Gün yüzüne çıkan bu sorunlar ve kriz hali, aldığı biçim ne olursa olsun, kapitalizmde meydana gelen tüm krizlerde olduğu gibi, ilk bakışta görünenin ötesinde, kapitalizmin temel yasalarına tabi bir temele sahip. Eğer krizi anlamak ve krize karşı geniş halk kesimlerini koruyabilecek bir çözüm üretme istiyorsak, bu temellere ulaşmak; krizi meydana getiren koşulları ve işleyişleri ortaya koymak durumundayız.

Belki sık sık tekrara düşmek olacak ama meselenin yani gıda krizinin temeli bilerek veya bilmeyerek o kadar çok ıskalanıyor ki, omurgayı çakmak gerektiğinde ısrar ediyoruz.

Gıda krizinin temel nedeni; gıda hakkını yok sayan, insanlığın her bir ferdinin gıda güvenliğini ve gıda güvencesini ikincilleştiren, sermaye birikiminin devamlılığı amacıyla kârların artırılması hedefiyle işleyen endüstriyel tarım ve gıda sistemidir.

Dolayısıyla, milyonlara seslenen ekranlarda tarım ve gıda alanındaki tartışılan her tekil sorunun üzerine, gerilen “üretimi artırmak gerekiyor” veya “çiftçi desteklenmeli” gibi gıda krizinin temel nedenine etkisi olmayacak çözüm önerilerini reddetmek gerekiyor.

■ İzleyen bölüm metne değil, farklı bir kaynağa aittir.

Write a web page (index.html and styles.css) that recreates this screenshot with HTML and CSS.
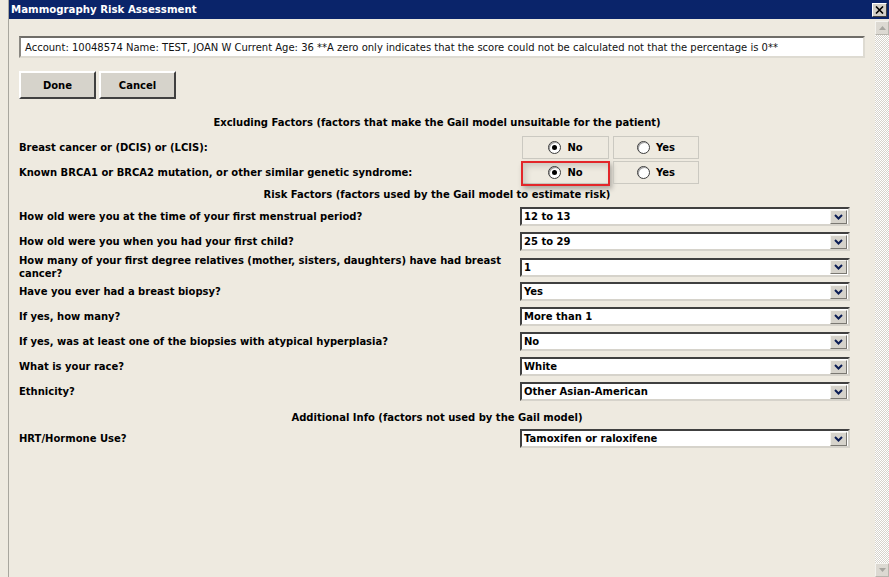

Endüstriyel tarım ve gıda sistemi;

Ekolojik bir yıkıma sebep oluyor…

Üreticileri üretemez, hatta borçlarını ödeyemez hale getiriyor…

Tarım işçilerini güvencesiz ve güvenliksiz koşullarda sömürüyor…

Gıda üretimi ve tüketiciye erişimini sağlayan işçilerin sömürüsü derinleşiyor…

Emekçiler beslenemiyor, çocuklar yetersiz beslenmeden kaynaklı gelişimlerini tamamlayamıyor, hastalanıyor…

Ve daha pek çok başlıkta gıda krizinin etkileri toplumun her alanına nüfuz ediyor…

Ne merkezi devletin bu alana gerçekçi ve onarıcı bir müdahalesi şimdilik mümkün ne de yerel iktidarların bu alandaki faaliyetleri -her ne kadar etkili veya çeşitli olursa olsun-, gıda krizinin de ötesinde, Türkiye’deki toplumsal yeniden üretim krizine çözüm getirebilecek yeterlilikte olabilir.

Eğer gıda üretiminde emeği ve hakkı olanlara beslenme ve yaşamlarını sürdürebilme olanağı tanımayan bir endüstriyel tarım ve gıda krizi içerisindeysek ve merkeziyle ve yereliyle iktidar odakları da bir çözüm getiremiyorsa, toplumsal alanda harekete geçmenin zamanıdır.

Gıda hakkını talep etmenin zamanıdır!

Gıda güvenliği ve gıda güvencesini sağlayabilecek agroekolojik tarıma geçişi talep etmenin zamanıdır!

Gıda üzerinde emeği ve hakkı olan milyonların sözünün geçeceği gıda egemenliğini talep ve inşa etmenin zamanıdır!

Yerel, bölgesel, ulusal ve enternasyonal düzeylerde sadece beslenebilmek için değil, yaşamı da dönüştürebilecek bir hareketi ortaklaştırmanın, büyütmenin ve yola koymanın zamanıdır!